I know the Executive Board and staff join me in
my heartfelt hopes that 2003 will be a happy and healthy New
Year for our members and their families and a year of peace
for our troubled world.
At DC 37, we were glad to see the Transport Workers Union reach
a new contract without a strike, and we hope they enjoy the
package they settled on. Every unions priorities are different,
of course, and when we negotiate we will aim at a package that
is tailored specifically to the needs of our members.
To make 2003 a year of progress, we are moving ahead on two
tracks:
We are fighting to prevent the hundreds of
layoffs that the Dept. of Education has planned for January.
And we have initiated negotiations
on a new contract for most of our 125,000 members.
Mayor Michael R. Bloomberg has asked the municipal
unions for $600 million to help balance the budget and has linked
the issue of wage increases to additional savings based on productivity.
With huge city and state budget gaps looming, sisters and brothers,
we are heading into the most difficult year this union has faced
since the city almost went bankrupt in the mid-1970s. As a leader
of DC 37 in those days, I gained a lot of valuable experience.
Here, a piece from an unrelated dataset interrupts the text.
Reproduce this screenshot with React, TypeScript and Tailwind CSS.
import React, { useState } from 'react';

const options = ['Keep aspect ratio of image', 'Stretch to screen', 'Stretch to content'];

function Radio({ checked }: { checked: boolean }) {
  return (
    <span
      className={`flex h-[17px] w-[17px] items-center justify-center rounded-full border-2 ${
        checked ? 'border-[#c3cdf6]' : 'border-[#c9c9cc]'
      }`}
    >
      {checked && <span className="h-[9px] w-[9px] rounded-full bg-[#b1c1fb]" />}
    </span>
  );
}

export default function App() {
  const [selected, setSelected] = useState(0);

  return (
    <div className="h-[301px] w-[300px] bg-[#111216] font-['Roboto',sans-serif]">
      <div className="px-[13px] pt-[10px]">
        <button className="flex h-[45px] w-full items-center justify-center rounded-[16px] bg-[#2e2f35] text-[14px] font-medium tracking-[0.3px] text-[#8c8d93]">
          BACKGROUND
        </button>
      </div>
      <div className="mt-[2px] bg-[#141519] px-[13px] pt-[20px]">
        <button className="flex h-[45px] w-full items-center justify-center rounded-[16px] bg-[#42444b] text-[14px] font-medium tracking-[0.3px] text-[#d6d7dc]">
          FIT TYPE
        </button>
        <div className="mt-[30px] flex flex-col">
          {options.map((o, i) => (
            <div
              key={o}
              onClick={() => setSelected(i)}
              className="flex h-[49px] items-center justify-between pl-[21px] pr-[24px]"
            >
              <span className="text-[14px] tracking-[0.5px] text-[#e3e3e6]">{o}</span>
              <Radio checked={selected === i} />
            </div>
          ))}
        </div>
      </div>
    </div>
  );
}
As a union, we took some body blows, but we survived and thrived.
Since you elected me your executive director last year, I have
stressed that vast savings are possible within the city budget
without laying off our members or cutting off essential services.
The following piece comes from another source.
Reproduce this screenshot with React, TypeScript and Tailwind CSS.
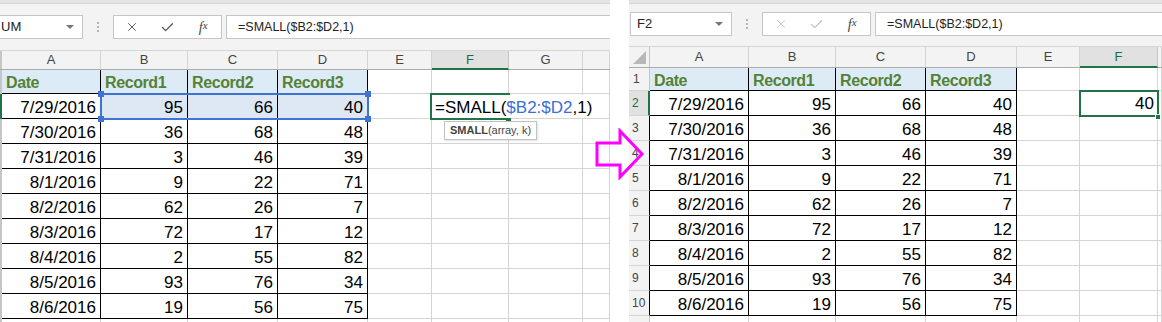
import { Check, X } from "lucide-react";
import type { ReactNode } from "react";

type Col = { label: string; w: string };

const rows: [string, number, number, number][] = [
  ["7/29/2016", 95, 66, 40],
  ["7/30/2016", 36, 68, 48],
  ["7/31/2016", 3, 46, 39],
  ["8/1/2016", 9, 22, 71],
  ["8/2/2016", 62, 26, 7],
  ["8/3/2016", 72, 17, 12],
  ["8/4/2016", 2, 55, 82],
  ["8/5/2016", 93, 76, 34],
  ["8/6/2016", 19, 56, 75],
];

const leftCols: Col[] = [
  { label: "A", w: "w-[99px]" },
  { label: "B", w: "w-[87px]" },
  { label: "C", w: "w-[90px]" },
  { label: "D", w: "w-[90px]" },
  { label: "E", w: "w-[64px]" },
  { label: "F", w: "w-[77px]" },
  { label: "G", w: "w-[74px]" },
  { label: "", w: "flex-1" },
];

const rightCols: Col[] = [
  { label: "A", w: "w-[99px]" },
  { label: "B", w: "w-[87px]" },
  { label: "C", w: "w-[90px]" },
  { label: "D", w: "w-[91px]" },
  { label: "E", w: "w-[63px]" },
  { label: "F", w: "w-[78px]" },
  { label: "", w: "flex-1" },
];

const Dots = () => (
  <div className="flex w-[30px] flex-col items-center justify-center gap-[2px] self-center">
    <span className="h-[2px] w-[2px] bg-[#b5b5b5]" />
    <span className="h-[2px] w-[2px] bg-[#b5b5b5]" />
    <span className="h-[2px] w-[2px] bg-[#b5b5b5]" />
  </div>
);

const FormulaBar = ({
  name,
  editing,
  cropped,
}: {
  name: string;
  editing: boolean;
  cropped: boolean;
}) => (
  <div className="flex h-[24px] items-stretch">
    <div
      className={
        cropped
          ? "flex w-[83px] items-center justify-between border-y border-r border-[#c6c6c6] bg-white pl-[1px] pr-[8px]"
          : "ml-[1px] flex w-[102px] items-center justify-between border border-[#c6c6c6] bg-white pl-[6px] pr-[8px]"
      }
    >
      <span className="text-[13px] text-[#222]">{name}</span>
      <span className="h-0 w-0 border-x-[4px] border-t-[4px] border-x-transparent border-t-[#777]" />
    </div>
    <Dots />
    <div className="flex w-[109px] items-center border border-[#c6c6c6] bg-white">
      <span className="flex w-[36px] justify-center">
        <X
          className={editing ? "h-[14px] w-[14px] text-[#555]" : "h-[14px] w-[14px] text-[#c3c3c3]"}
          strokeWidth={1.6}
        />
      </span>
      <span className="flex w-[36px] justify-center">
        <Check
          className={editing ? "h-[15px] w-[15px] text-[#555]" : "h-[15px] w-[15px] text-[#c3c3c3]"}
          strokeWidth={2}
        />
      </span>
      <span className="flex w-[36px] justify-center font-['Liberation_Serif',serif] text-[14px] italic text-[#444]">
        f<span className="text-[11px]">x</span>
      </span>
    </div>
    <div className="ml-[4px] flex flex-1 items-center border-y border-l border-[#c6c6c6] bg-white pl-[11px] text-[12.5px] text-[#222]">
      =SMALL($B2:$D2,1)
    </div>
  </div>
);

const Panel = ({
  cols,
  rowHdr,
  name,
  editing,
  cropped,
  barTop,
  barH,
  headH,
  row1H,
  children,
}: {
  cols: Col[];
  rowHdr: "sliver" | "full";
  name: string;
  editing: boolean;
  cropped: boolean;
  barTop: string;
  barH: string;
  headH: string;
  row1H: string;
  children?: ReactNode;
}) => {
  const full = rowHdr === "full";
  const hdrBorder = (r: number) =>
    r === 2 ? "border-r-2 border-r-[#217346]" : r === 1 ? "border-r border-r-[#c6c6c6]" : "border-r border-r-black";

  return (
    <div className="relative flex h-full flex-col overflow-hidden">
      <div className={`${barH} flex shrink-0 flex-col bg-[#f3f3f3]`}>
        <div className="h-[4px] border-b border-[#d6d6d6] bg-[#e4e4e4]" />
        <div className={barTop}>
          <FormulaBar name={name} editing={editing} cropped={cropped} />
        </div>
      </div>

      {/* column letters */}
      <div className={`${headH} flex shrink-0 border-y border-b-[#ababab] border-t-[#d6d6d6] bg-[#f3f3f3] text-[13px] text-[#444]`}>
        {full ? (
          <div className="relative w-[21px] border-r border-[#c6c6c6]">
            <span className="absolute bottom-[3px] right-[3px] h-0 w-0 border-b-[13px] border-l-[13px] border-b-[#b8b8b8] border-l-transparent" />
          </div>
        ) : (
          <div className="w-[2px] bg-[#c6c6c6]" />
        )}
        {cols.map((c, i) => (
          <div
            key={i}
            className={
              c.label === "F"
                ? `${c.w} -mb-px flex items-center justify-center border-r border-b-2 border-r-[#c6c6c6] border-b-[#217346] bg-[#e1e1e1] text-[#1d6b40]`
                : `${c.w} flex items-center justify-center border-r border-[#d4d4d4]`
            }
          >
            {c.label}
          </div>
        ))}
      </div>

      {/* row 1: table headings */}
      <div className={`${row1H} flex shrink-0`}>
        {full ? (
          <div className={`w-[21px] border-b border-b-[#d4d4d4] bg-[#f3f3f3] pl-[4px] text-[12px] leading-[22px] text-[#444] ${hdrBorder(1)}`}>
            1
          </div>
        ) : (
          <div className="w-[2px] bg-[#c6c6c6]" />
        )}
        {cols.map((c, i) => (
          <div
            key={i}
            className={
              i < 4
                ? `${c.w} border-r border-b border-black bg-[#ddebf7] pl-[4px] pt-[3px] text-[16px] font-bold leading-[19px] tracking-[-0.4px] text-[#548235]`
                : `${c.w} border-r border-b border-[#d4d4d4]`
            }
          >
            {i === 0 ? "Date" : i < 4 ? `Record${i}` : ""}
          </div>
        ))}
      </div>

      {/* data rows */}
      {[...rows, null].map((r, idx) => {
        const n = idx + 2;
        return (
          <div key={n} className="flex h-[25px] shrink-0">
            {full ? (
              <div
                className={`w-[21px] border-b border-b-[#d4d4d4] pl-[3px] text-[12px] leading-[24px] ${
                  n === 2 ? "bg-[#e1e1e1] text-[#1d6b40]" : "bg-[#f3f3f3] text-[#444]"
                } ${r ? hdrBorder(n) : "border-r border-r-[#c6c6c6]"}`}
              >
                {r ? n : ""}
              </div>
            ) : (
              <div className={n === 2 ? "w-[2px] bg-[#217346]" : "w-[2px] bg-[#c6c6c6]"} />
            )}
            {cols.map((c, i) => {
              const inTable = r !== null && i < 4;
              const sel = !full && n === 2 && i >= 1 && i <= 3;
              return (
                <div
                  key={i}
                  className={
                    inTable
                      ? `${c.w} border-r border-b border-black pr-[4px] pt-[3px] text-right text-[17px] leading-[21px] text-black ${
                          sel ? "bg-[#dde8f4]" : ""
                        }`
                      : `${c.w} border-r border-b border-[#d4d4d4]`
                  }
                >
                  {inTable ? String(r![i]) : ""}
                </div>
              );
            })}
          </div>
        );
      })}
      {children}
    </div>
  );
};

export default function App() {
  return (
    <div className="relative flex h-[322px] w-[1162px] overflow-hidden bg-white font-['Liberation_Sans',Arial,sans-serif]">
      <div className="h-full w-[610px] shrink-0">
        <Panel
          cols={leftCols}
          rowHdr="sliver"
          name="UM"
          editing
          cropped
          barH="h-[50px]"
          barTop="mt-[11px]"
          headH="h-[20px]"
          row1H="h-[24px]"
        >
          {/* range highlight B2:D2 */}
          <div className="absolute left-[100px] top-[93px] h-[27px] w-[269px] border-2 border-[#3f73d3]" />
          <span className="absolute left-[98px] top-[91px] h-[6px] w-[6px] bg-[#3f73d3]" />
          <span className="absolute left-[365px] top-[91px] h-[6px] w-[6px] bg-[#3f73d3]" />
          <span className="absolute left-[98px] top-[116px] h-[6px] w-[6px] bg-[#3f73d3]" />
          <span className="absolute left-[365px] top-[116px] h-[6px] w-[6px] bg-[#3f73d3]" />

          {/* cell being edited */}
          <div className="absolute left-[430px] top-[93px] h-[27px] w-[80px] border-2 border-[#217346]" />
          <span className="absolute left-[506px] top-[117px] h-[5px] w-[5px] bg-[#217346]" />
          <div className="absolute left-[432px] top-[95px] h-[23px] whitespace-nowrap bg-white pl-[3px] pr-[2px] pt-[2px] text-[17px] leading-[21px] text-black">
            =SMALL(<span className="text-[#3b6fd4]">$B2:$D2</span>,1)
          </div>
          <div className="absolute left-[444px] top-[121px] h-[19px] whitespace-nowrap border border-[#c2c2c2] bg-white px-[5px] text-[11px] leading-[17px] text-[#444] shadow-[1px_1px_2px_rgba(0,0,0,0.12)]">
            <span className="font-bold">SMALL</span>(array, k)
          </div>
        </Panel>
      </div>

      <div className="w-[19px] shrink-0" />

      <div className="h-full w-[533px] shrink-0">
        <Panel
          cols={rightCols}
          rowHdr="full"
          name="F2"
          editing={false}
          cropped={false}
          barH="h-[46px]"
          barTop="mt-[8px]"
          headH="h-[22px]"
          row1H="h-[23px]"
        >
          <div className="absolute left-[450px] top-[90px] flex h-[27px] w-[80px] items-start justify-end border-2 border-[#217346] bg-white pr-[3px] pt-[1px] text-[17px] leading-[21px] text-black">
            40
          </div>
          <span className="absolute left-[526px] top-[114px] h-[6px] w-[6px] border border-white bg-[#217346]" />
        </Panel>
      </div>

      {/* pink arrow */}
      <svg
        className="absolute left-[594px] top-[128px]"
        width="52"
        height="52"
        viewBox="0 0 52 52"
      >
        <polygon
          points="3,15 26,15 26,3 48,26 26,49 26,37 3,37"
          fill="none"
          stroke="#ff00ff"
          strokeWidth="3"
        />
      </svg>
    </div>
  );
}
To identify areas for savings, I asked union staff to undertake
a series of studies of contracting out and privatization.
As we studied city contracting practices, we realized
that quietly, mayor by mayor, one schools chancellor after another,
more public jobs and public services have been handed over to
the private sector. According to the citys Independent
Budget Office, from 1996 to 2001, spending for contractual services
grew twice as fast as general spending.
Today, a Shadow Government, a combination of contractors, consultants
and appointed officials, controls over $6 billion of the city
budget. To achieve major savings, we must shrink the budget
of this Shadow Government and restore funding to elected officials
(who are responsive to the taxpayers, organized labor and the
City Council) and civil service employees hired through the
merit system.
In the Dept. of Education, the Shadow Government eats up more
than $1.4 billion every year. The savings we have identified
can readily be achieved through eliminating and reducing contracts
with over-paid consultants, over-priced contractors and over-charging
vendors.
Parallel Work Force competes with civil service
The Shadow Government employs a Parallel Work Force of more
than 100,000 employees. They have never taken civil service
examinations or had their backgrounds checked. Nobody makes
the parallel work force live in the city and pay city taxes
as 85 percent of our members do. The shadow employers are often
incorporated in other states, skipping out on their own tax
responsibilities to the people of New York City. One Dept. of
Education contractor has four companies, all headquartered in
the same Delaware office.
Mr. Mayor, you did not create this situation, but right now
you have a historic opportunity to shine some light on the Shadow
Government and save hundreds of millions of dollars. If you
truly do not want layoffs, now is the time to take our savings
proposals seriously.
For example: Tell the Dept. of Education to evict the consultants
who charge from $250 to an extreme $5,000 a day for jobs our
members do for $200 a day. Tell the school food service to stop
contracting with delivery firms that carry frozen foods in non-refrigerated
trucks endangering school childrens health
while refrigerated city trucks stand idle. Stop paying poorly
trained, highly paid outsiders who have failed at the job of
attendance outreach as evidenced by the rising dropouit
rate when union members do this work more effectively
at less cost.
In short, declare a moratorium on the layoffs and work with
us to identify and cut the waste. You cannot in good conscience
lay off hard-working public employees who have been doing a
dedicated job for the city while real savings are within reach.